Que outros projetos gostaria de destacar?

AA: Gostaria de destacar o esforço que a Prio fez para transformar a sua fábrica, primeiramente desenhada para trabalhar com óleos virgens, colza, soja e palma, numa estação de tratamento de óleos alimentares usados.

Começámos a incorporação destes resíduos, em 2013. No início, pensávamos que não seria um processo tão complicado, visto que se tratava do mesmo resíduo, com a mesma base química (triglicerídeos), mas acabou por ser uma tarefa muito árdua. À medida que surgia um problema, tínhamos de parar o processo e estudar uma forma de o ultrapassar. O que fazemos hoje não tem nada que ver com o que fazíamos em 2013. A inovação que conseguimos implementar é impressionante e isto deve-se à equipa fantástica que trabalha connosco, empenhada em fazer melhor todos os dias, em procurar constantemente novas soluções. Foi isso que permitiu transformarmos esta fábrica de primeira geração numa fábrica com incorporação de 85% a 90% de matérias-primas residuais.
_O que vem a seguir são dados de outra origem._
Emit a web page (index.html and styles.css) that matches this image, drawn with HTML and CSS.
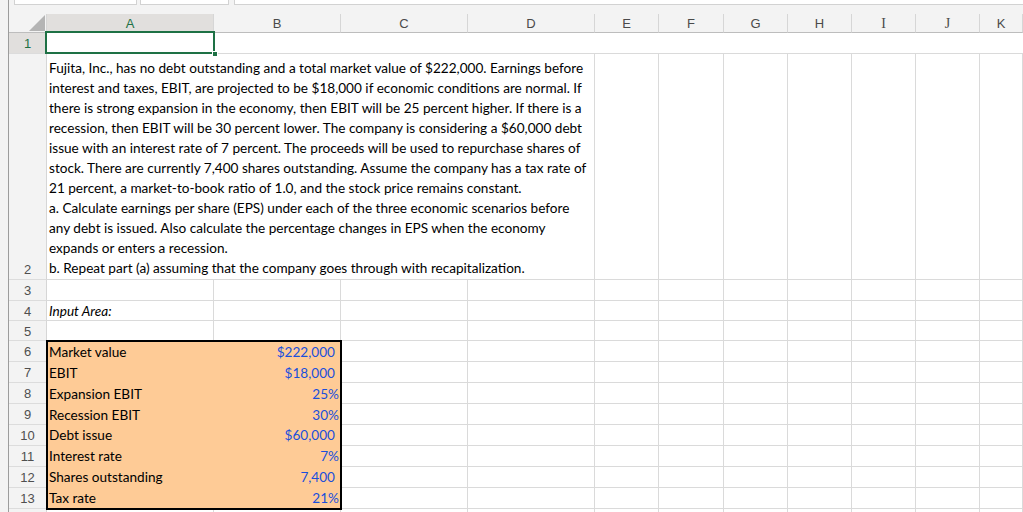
FILE: index.html
```html
<!DOCTYPE html>
<html>
<head>
<meta charset="utf-8">
<link rel="stylesheet" href="styles.css">
</head>
<body>
<div class="app">
  <div class="gutter"></div>
  <div class="pane">
    <div class="top">
      <div class="tb tb1"></div>
      <div class="tb tb2"></div>
      <div class="tb tb3"></div>
    </div>
    <div class="sheet">
      <div class="hc corner"><svg width="16" height="16" viewBox="0 0 16 16"><polygon points="16,0 16,16 0,16" fill="#b4b4b4"/></svg></div>
      <div class="hc sel">A</div>
      <div class="hc">B</div>
      <div class="hc">C</div>
      <div class="hc">D</div>
      <div class="hc">E</div>
      <div class="hc">F</div>
      <div class="hc">G</div>
      <div class="hc">H</div>
      <div class="hc sf">I</div>
      <div class="hc sf">J</div>
      <div class="hc">K</div>

      <div class="rh sel">1</div>
      <div class="c nv"></div>
      <div class="c nv span10"></div>

      <div class="rh rh-bottom">2</div>
      <div class="c problem">Fujita, Inc., has no debt outstanding and a total market value of $222,000. Earnings before<br>interest and taxes, EBIT, are projected to be $18,000 if economic conditions are normal. If<br>there is strong expansion in the economy, then EBIT will be 25 percent higher. If there is a<br>recession, then EBIT will be 30 percent lower. The company is considering a $60,000 debt<br>issue with an interest rate of 7 percent. The proceeds will be used to repurchase shares of<br>stock. There are currently 7,400 shares outstanding. Assume the company has a tax rate of<br>21 percent, a market-to-book ratio of 1.0, and the stock price remains constant.<br>a. Calculate earnings per share (EPS) under each of the three economic scenarios before<br>any debt is issued. Also calculate the percentage changes in EPS when the economy<br>expands or enters a recession.<br>b. Repeat part (a) assuming that the company goes through with recapitalization.</div>
      <div class="c"></div><div class="c"></div><div class="c"></div><div class="c"></div><div class="c"></div><div class="c"></div><div class="c"></div>

      <div class="rh">3</div>
      <div class="c"></div><div class="c"></div><div class="c"></div><div class="c"></div><div class="c"></div><div class="c"></div><div class="c"></div><div class="c"></div><div class="c"></div><div class="c"></div><div class="c"></div>

      <div class="rh">4</div>
      <div class="c txt it">Input Area:</div><div class="c"></div><div class="c"></div><div class="c"></div><div class="c"></div><div class="c"></div><div class="c"></div><div class="c"></div><div class="c"></div><div class="c"></div><div class="c"></div>

      <div class="rh">5</div>
      <div class="c"></div><div class="c"></div><div class="c"></div><div class="c"></div><div class="c"></div><div class="c"></div><div class="c"></div><div class="c"></div><div class="c"></div><div class="c"></div><div class="c"></div>

      <div class="inputs">
        <div class="ir"><span>Market value</span><span class="v">$222,000</span></div>
        <div class="ir"><span>EBIT</span><span class="v">$18,000</span></div>
        <div class="ir"><span>Expansion EBIT</span><span class="v pct">25%</span></div>
        <div class="ir"><span>Recession EBIT</span><span class="v pct">30%</span></div>
        <div class="ir"><span>Debt issue</span><span class="v">$60,000</span></div>
        <div class="ir"><span>Interest rate</span><span class="v pct">7%</span></div>
        <div class="ir"><span>Shares outstanding</span><span class="v">7,400</span></div>
        <div class="ir"><span>Tax rate</span><span class="v pct">21%</span></div>
      </div>

      <div class="rh">6</div>
      <div class="c"></div><div class="c"></div><div class="c"></div><div class="c"></div><div class="c"></div><div class="c"></div><div class="c"></div><div class="c"></div><div class="c"></div>
      <div class="rh">7</div>
      <div class="c"></div><div class="c"></div><div class="c"></div><div class="c"></div><div class="c"></div><div class="c"></div><div class="c"></div><div class="c"></div><div class="c"></div>
      <div class="rh">8</div>
      <div class="c"></div><div class="c"></div><div class="c"></div><div class="c"></div><div class="c"></div><div class="c"></div><div class="c"></div><div class="c"></div><div class="c"></div>
      <div class="rh">9</div>
      <div class="c"></div><div class="c"></div><div class="c"></div><div class="c"></div><div class="c"></div><div class="c"></div><div class="c"></div><div class="c"></div><div class="c"></div>
      <div class="rh">10</div>
      <div class="c"></div><div class="c"></div><div class="c"></div><div class="c"></div><div class="c"></div><div class="c"></div><div class="c"></div><div class="c"></div><div class="c"></div>
      <div class="rh">11</div>
      <div class="c"></div><div class="c"></div><div class="c"></div><div class="c"></div><div class="c"></div><div class="c"></div><div class="c"></div><div class="c"></div><div class="c"></div>
      <div class="rh">12</div>
      <div class="c"></div><div class="c"></div><div class="c"></div><div class="c"></div><div class="c"></div><div class="c"></div><div class="c"></div><div class="c"></div><div class="c"></div>
      <div class="rh">13</div>
      <div class="c"></div><div class="c"></div><div class="c"></div><div class="c"></div><div class="c"></div><div class="c"></div><div class="c"></div><div class="c"></div><div class="c"></div>
      <div class="rh"></div>
      <div class="c"></div><div class="c"></div><div class="c"></div><div class="c"></div><div class="c"></div><div class="c"></div><div class="c"></div><div class="c"></div><div class="c"></div><div class="c"></div><div class="c"></div>

      <div class="selection"><div class="handle"></div></div>
    </div>
  </div>
</div>
</body>
</html>
```

FILE: styles.css
```css
* { box-sizing: border-box; }
html, body { margin: 0; padding: 0; background: #ffffff; }
body { width: 1023px; height: 512px; overflow: hidden; }

.app { display: flex; height: 512px; }
.gutter { width: 9px; flex: none; background: #f3f3f3; border-right: 1px solid #9c9c9c; }
.pane { flex: 1; display: flex; flex-direction: column; min-width: 0; }

.top { height: 14px; flex: none; background: #f3f3f3; display: flex; align-items: flex-start; padding-left: 5px; gap: 3px; }
.tb { height: 5px; background: #ffffff; border: 1px solid #d2d2d2; border-top: none; }
.tb1 { width: 123px; }
.tb2 { width: 89px; margin-right: 2px; }
.tb3 { flex: 1; border-right: none; }

.sheet {
  position: relative;
  flex: 1;
  display: grid;
  grid-template-columns: 38px 167px 127px 127px 127px 64px 65px 64px 64px 64px 64px 1fr;
  grid-template-rows: 19px 21px 226px 21px 20px 20px repeat(8, 21px);
  grid-auto-rows: 21px;
  overflow: hidden;
  font-family: "Lato", "Liberation Sans", sans-serif;
  font-size: 13.6px;
  color: #000;
}

.hc {
  background: #f3f3f3;
  border-right: 1px solid #d6d6d6;
  border-bottom: 1px solid #bdbdbd;
  display: flex; align-items: center; justify-content: center;
  font-family: "Liberation Sans", sans-serif;
  font-size: 13px;
  color: #4a4a4a;
  padding-top: 1px;
}
.hc.sf { font-family: "Liberation Serif", serif; font-size: 14px; }
.hc.sel { background: #e1dfdd; color: #1e7145; }
.corner { justify-content: flex-end; align-items: flex-end; padding: 0 1px 1px 0; }
.corner svg { display: block; }

.rh {
  background: #f3f3f3;
  border-right: 1px solid #d6d6d6;
  border-bottom: 1px solid #dcdcdc;
  display: flex; align-items: center; justify-content: center;
  font-family: "Liberation Sans", sans-serif;
  font-size: 13px;
  color: #4f4f4f;
  padding-top: 1px;
}
.rh.sel { background: #e1dfdd; color: #1e7145; }
.rh-bottom { align-items: flex-end; padding-bottom: 2px; }

.c { border-right: 1px solid #dadada; border-bottom: 1px solid #dadada; }
.c.nv { border-right: none; }
.span10 { grid-column: span 10; }

.problem {
  grid-column: span 4;
  display: flex; flex-direction: column; justify-content: flex-end;
  padding: 0 0 1px 2px;
  line-height: 20px;
  white-space: nowrap;
}
.txt { display: flex; align-items: center; padding-left: 2px; white-space: nowrap; }
.it { font-style: italic; }

.inputs {
  grid-column: 2 / 4;
  grid-row: 7 / 15;
  margin: -1px;
  background: #fecb96;
  border: 2px solid #000000;
  display: flex; flex-direction: column;
  position: relative; z-index: 1;
}
.ir { flex: 1; display: flex; justify-content: space-between; align-items: center; padding-left: 1px; white-space: nowrap; }
.v { color: #1a4fdc; padding-right: 5px; }
.v.pct { padding-right: 1px; }

.selection {
  position: absolute;
  left: 36px; top: 17px;
  width: 170px; height: 23px;
  border: 2px solid #1e7145;
  z-index: 2;
}
.handle {
  position: absolute;
  right: -5px; bottom: -5px;
  width: 6px; height: 6px;
  background: #1e7145;
  border: 1px solid #ffffff;
}
```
Trabalhar com resíduos é sempre uma incerteza porque nunca sabemos o que está dentro da embalagem onde é entregue o óleo alimentar usado. Hoje, separamos o óleo alimentar usado por origem porque a sua qualidade depende do regime alimentar, da área geográfica onde é recolhido. O óleo recolhido em Portugal é muito diferente do proveniente do Norte de África, da Ásia, do Norte da Europa, em termos de características físico-químicas. Este é outro do desafios, fazer sempre o mesmo produto, com matérias-primas tão diferentes.

Assim, além do desenvolvimento de soluções para a transição energética e de projetos de sensibilização para a valorização dos resíduos, este é outro caso de sucesso que gostamos de mencionar.